Boise as a case study in a localized correction
Boise illustrates how these dynamics play out on the ground. A local report on the new forecasts notes that Boise-area home prices could dip in 2026, even as rents remain elevated and affordability is still a major concern.[boisedev.com] The analysis leans on national projections but emphasizes the metro’s unique mix of rapid price growth, strong in-migration earlier in the decade, and a recent cooling as buyers hit their affordability limits.
During the pandemic period, Boise became a poster child for out-of-state demand, with buyers from higher-cost regions bidding up prices far beyond what long-time residents were used to paying. That surge pushed local price-to-income ratios higher and helped squeeze many first-time buyers to the sidelines.
As mortgage rates climbed and some migration flows normalized, demand in Boise cooled, and inventory began to rebuild. By late 2025, the new forecasts suggest the market is shifting from a frenzied seller’s market toward something closer to balance, with a real possibility of slight nominal price declines in 2026.[boisedev.com]
Yet even a mild dip in sale prices doesn’t automatically fix affordability. The Boise report points out that rents remain high and overall housing costs still strain many households, especially those who moved to the region chasing lower costs earlier in the decade.[boisedev.com] That combination – softer prices but still-high costs – is a hallmark of a market in transition rather than one experiencing outright distress.
Implications for buyers, sellers, and small investors
For buyers in cities projected to see price declines, the 2026 outlook suggests a bit more leverage, not a free-for-all. Practical steps include:
- Watching local price and inventory trends monthly rather than relying on national headlines.
- Negotiating more assertively on contingencies, repairs, and closing costs in sub-markets where listings are sitting longer.
- Prioritizing payment comfort over squeezing out every last dollar of discount – a small rate move can matter more than a 1–2% price swing.

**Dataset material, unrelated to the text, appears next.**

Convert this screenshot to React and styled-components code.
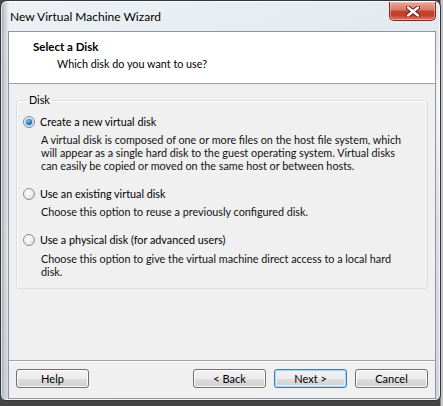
import React from 'react';
import styled, { createGlobalStyle, css } from 'styled-components';

const GlobalStyle = createGlobalStyle`
  html, body {
    margin: 0;
    padding: 0;
  }
  body {
    background: linear-gradient(90deg, #454545 0, #454545 440px, #c9c9c9 441px);
    width: 443px;
    height: 406px;
    overflow: hidden;
    font-family: Lato, "Open Sans", sans-serif;
    font-size: 10.8px;
    color: #000;
  }
`;

const Window = styled.div`
  box-sizing: border-box;
  width: 441px;
  height: 401px;
  border: 1px solid #33373c;
  border-radius: 7px 7px 6px 6px;
  background:
    linear-gradient(90deg, #9aa1a8 0, #c3c9cf 3px, transparent 8px),
    linear-gradient(160deg, #eef2f6 0%, #e2e8ee 35%, #f3f5f8 45%, #d8dee5 70%, #cfd5dc 100%);
  box-shadow: inset 0 0 0 1px rgba(255, 255, 255, 0.7);
  display: flex;
  flex-direction: column;
  overflow: hidden;
`;

const TitleBar = styled.div`
  height: 30px;
  flex: none;
  display: flex;
  justify-content: space-between;
  align-items: flex-start;
`;

const Title = styled.div`
  padding: 8px 0 0 9px;
  font-size: 12px;
  line-height: 15px;
  color: #000;
`;

const CloseButton = styled.div`
  box-sizing: border-box;
  width: 47px;
  height: 19px;
  margin: 1px 4px 0 0;
  border: 1px solid #7d2a20;
  border-top: none;
  border-radius: 0 0 5px 5px;
  background: linear-gradient(#e9a899 0%, #d77a68 45%, #c2402c 50%, #c4402d 75%, #dc7d68 100%);
  box-shadow: inset 0 0 0 1px rgba(255, 220, 210, 0.45);
  display: flex;
  align-items: center;
  justify-content: center;
`;

const Client = styled.div`
  flex: 1;
  margin: 0 4px 1px 7px;
  border: 1px solid #8a96a3;
  background: #f0f0f0;
  display: flex;
  flex-direction: column;
`;

const Header = styled.div`
  height: 52px;
  flex: none;
  box-sizing: border-box;
  background: #fff;
  border-bottom: 1px solid #a0a0a0;
  padding: 8px 0 0 24px;
`;

const HeaderTitle = styled.div`
  font-weight: 700;
  font-size: 11.5px;
  line-height: 14px;
`;

const HeaderSub = styled.div`
  padding: 3px 0 0 24px;
  line-height: 14px;
`;

const Body = styled.div`
  flex: 1;
  padding: 9px 7px 0;
`;

const GroupBox = styled.fieldset`
  margin: 0;
  padding: 8px 10px 10px 6px;
  border: 1px solid #d5dfe5;
  border-radius: 3px;
  box-shadow: inset 1px 1px 0 #fff;
`;

const Legend = styled.legend`
  padding: 0 2px;
  margin-left: 4px;
  line-height: 14px;
`;

const Option = styled.label`
  display: flex;
  align-items: center;
  gap: 5px;
  height: 13px;
  line-height: 13px;
  margin-bottom: ${(p) => p.$gap}px;
`;

const Radio = styled.span`
  box-sizing: border-box;
  width: 12px;
  height: 12px;
  flex: none;
  border-radius: 50%;
  border: 1px solid #8a9097;
  background: radial-gradient(circle at 35% 35%, #ffffff 0%, #e9ebee 55%, #c9cdd2 100%);
  display: flex;
  align-items: center;
  justify-content: center;
  ${(p) =>
    p.$checked &&
    css`
      border-color: #6f8cab;
      &::after {
        content: '';
        width: 6px;
        height: 6px;
        border-radius: 50%;
        background: radial-gradient(circle at 40% 35%, #7fc3f0 0%, #2a6fb0 55%, #123f73 100%);
        box-shadow: 0 0 0 1px #b7d3ec;
      }
    `}
`;

const Description = styled.div`
  padding-left: 18px;
  line-height: 13px;
  color: #111;
  white-space: nowrap;
  margin-bottom: ${(p) => p.$gap}px;
`;

const Footer = styled.div`
  flex: none;
  border-top: 1px solid #a0a0a0;
  box-shadow: inset 0 1px 0 #fff;
  padding: 8px 7px 10px;
  display: flex;
  gap: 8px;
`;

const Spacer = styled.div`
  flex: 1;
`;

const Button = styled.button`
  box-sizing: border-box;
  width: 73px;
  height: 19px;
  padding: 0;
  font-family: inherit;
  font-size: 11px;
  color: #000;
  border: 1px solid ${(p) => (p.$default ? '#3c7fb1' : '#707070')};
  border-radius: 3px;
  background: linear-gradient(#f2f2f2 0%, #ebebeb 50%, #dddddd 51%, #cfcfcf 100%);
  box-shadow: ${(p) =>
    p.$default ? 'inset 0 0 0 1px #a6d6f4, inset 0 0 0 2px #e3f1fb' : 'inset 0 0 0 1px #fcfcfc'};
`;

const CloseGlyph = () => (
  <svg width="14" height="11" viewBox="0 0 14 11">
    <path
      d="M2 1.5 L12 9.5 M12 1.5 L2 9.5"
      stroke="#5a1a12"
      strokeWidth="4.2"
      strokeLinecap="round"
    />
    <path d="M2 1.5 L12 9.5 M12 1.5 L2 9.5" stroke="#fff" strokeWidth="2.4" strokeLinecap="round" />
  </svg>
);

const App = () => {
  return (
    <>
      <GlobalStyle />
      <Window>
        <TitleBar>
          <Title>New Virtual Machine Wizard</Title>
          <CloseButton>
            <CloseGlyph />
          </CloseButton>
        </TitleBar>
        <Client>
          <Header>
            <HeaderTitle>Select a Disk</HeaderTitle>
            <HeaderSub>Which disk do you want to use?</HeaderSub>
          </Header>
          <Body>
            <GroupBox>
              <Legend>Disk</Legend>
              <Option $gap={5}>
                <Radio $checked />
                Create a new virtual disk
              </Option>
              <Description $gap={15}>
                A virtual disk is composed of one or more files on the host file system, which
                <br />
                will appear as a single hard disk to the guest operating system. Virtual disks
                <br />
                can easily be copied or moved on the same host or between hosts.
              </Description>
              <Option $gap={5}>
                <Radio />
                Use an existing virtual disk
              </Option>
              <Description $gap={15}>Choose this option to reuse a previously configured disk.</Description>
              <Option $gap={6}>
                <Radio />
                Use a physical disk (for advanced users)
              </Option>
              <Description $gap={0}>
                Choose this option to give the virtual machine direct access to a local hard
                <br />
                disk.
              </Description>
            </GroupBox>
          </Body>
          <Footer>
            <Button>Help</Button>
            <Spacer />
            <Button>&lt; Back</Button>
            <Button $default>Next &gt;</Button>
            <Button>Cancel</Button>
          </Footer>
        </Client>
      </Window>
    </>
  );
};

export default App;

Sellers in these metros face a different calculus. With national prices still inching up, but local conditions under pressure, realistic pricing and strong presentation will matter more than ever. Overpricing based on 2022 comparables could lead to longer days on market and, ultimately, larger price cuts.
For small investors, the forecasts underscore the importance of cash flow and time horizon. In many of the 22 metros, rents remain comparatively strong even as price growth stalls, which can support buy-and-hold strategies – provided acquisitions are underwritten with conservative assumptions for appreciation and vacancy.
Stepping back, the emerging 2026 consensus is that the U.S. housing market is moving through a localized reset. National prices may continue to grind higher, but individual cities – especially those that surged the fastest – could see outright declines as affordability, inventory, and local economic trends reassert themselves. Understanding where your market sits on that spectrum will be critical to making smart decisions in the year ahead.